Gounardes and Carroll Introduce Bill to Force Insurance Companies to Pay Business Interruption Claims for Covid-19

Albany, NY - State Senator Andrew Gounardes today announced that he would sponsor Senate legislation (A-10226-A/S.8211) to match Assemblymember Robert Carroll's bill in the Assembly to eliminate the virus exclusion in business interruption insurance policies. The COVID-19 outbreak has required businesses across New York State to shut their doors, forcing many to lay-off or furlough employees. The economic impact of this pandemic is being felt globally and is especially burdensome on small business owners. 

"If a global pandemic doesn't count as a legitimate business interruption for insurance purposes, then nothing does. Small businesses are in desperate need of a lifeline right now, and to deny them their insurance payouts is to let them drown. Now more than ever we have to fight for the small businesses that are the heart and soul of our City," said State Senator Andrew Gounardes.

“It is clear that federal loans for small businesses are insufficient, with many New York small business owners not receiving a single penny of support from the SBA.  The insurance industry is sitting on $900 billion in reserves while small businesses who have paid business interruption premiums for years have their claims denied over and over again because the insurance industry claims COVID-19 doesn’t constitute a business interruption. This is absurd, greedy, immoral, and factually incorrect.  All levels of government should be working for a solution to ensure that these policies are paid out,” said Assemblymember Carroll, the drafter and prime sponsor of the bill in the Assembly.

"Assemblymember Carroll’s legislation requiring insurance companies to payout business interruption claims to small businesses that paid for the coverage will bring enormous financial relief to restaurants and bars during this unprecedented COVID-19 crisis. We thank the Assemblymember and Senator Gounardes for their leadership and bold proposal to support local businesses during this trying time,” said Andrew Rigie, Executive Director of the NYC Hospitality Alliance. 

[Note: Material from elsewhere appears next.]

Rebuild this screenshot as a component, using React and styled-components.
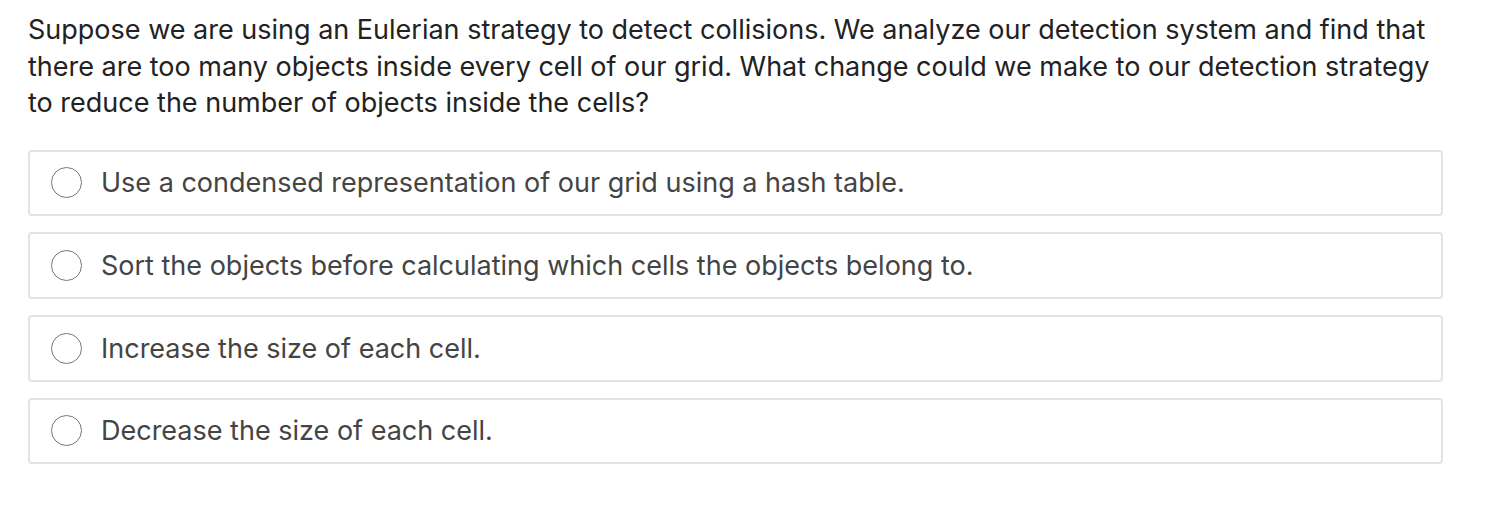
import React from 'react';
import styled, { createGlobalStyle } from 'styled-components';

const GlobalStyle = createGlobalStyle`
  body {
    margin: 0;
    background: #fff;
    font-family: Inter, "Noto Sans", sans-serif;
  }
`;

const Page = styled.div`
  width: 1415px;
  padding: 12px 0 0 28px;
`;

const Question = styled.p`
  margin: 0 0 28px;
  font-size: 27px;
  line-height: 36.5px;
  color: #222;
`;

const Options = styled.div`
  display: flex;
  flex-direction: column;
  gap: 16px;
`;

const Option = styled.label`
  display: flex;
  align-items: center;
  height: 66.7px;
  box-sizing: border-box;
  border: 2px solid #e3e3e3;
  border-radius: 4px;
  padding-left: 21px;
  cursor: pointer;
`;

const Radio = styled.span`
  width: 31px;
  height: 31px;
  box-sizing: border-box;
  border: 1.5px solid #777;
  border-radius: 50%;
  flex-shrink: 0;
  margin-right: 19px;
`;

const Text = styled.span`
  font-size: 27px;
  color: #444;
`;

const answers = [
  'Use a condensed representation of our grid using a hash table.',
  'Sort the objects before calculating which cells the objects belong to.',
  'Increase the size of each cell.',
  'Decrease the size of each cell.',
];

export default function App() {
  return (
    <Page>
      <GlobalStyle />
      <Question>
        Suppose we are using an Eulerian strategy to detect collisions. We analyze our detection system and find that
        there are too many objects inside every cell of our grid. What change could we make to our detection strategy
        to reduce the number of objects inside the cells?
      </Question>
      <Options>
        {answers.map((a) => (
          <Option key={a}>
            <Radio />
            <Text>{a}</Text>
          </Option>
        ))}
      </Options>
    </Page>
  );
}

“When Governor Cuomo mandated that full-service restaurants halt operations, we closed Crown Shy and revenue fell to zero. As a result, I had to furlough all 120 employees. For Crown Shy and businesses like it to restart operations, we’ll need a runway. Before serving diners, I have to rehire staff, clean the premises, purchase inventory, and settle debts not paid during the mandated shutdown. We pay insurance premiums of almost $10,000 per month to protect the business in the unlikely event of natural disaster. Even though Mayor de Blasio’s emergency executive order states that COVID-19 is a damaging property condition, we’re told that our business interruption insurance policy doesn’t cover the closure. Without cash reserves or insurance payouts, independent restaurants like Crown Shy will simply be unable to reopen,” said Jeff Katz, co-owner of Crown Shy restaurant in Downtown Manhattan. 

Many businesses in New York already have business interruption insurance, which is designed to replace income and cover payroll when a disaster such as this COVID-19 pandemic strikes. The problem is insurance companies are refusing to pay out on legitimate claims. Some business interruption policies are silent on whether they cover viruses, while others tried to carve out global pandemics after previous viral outbreaks such as SARS. 

The bill would enable businesses that had business interruption insurance when Governor Cuomo declared a state of emergency, March 7th 2020, to be eligible to collect on business interruption claims.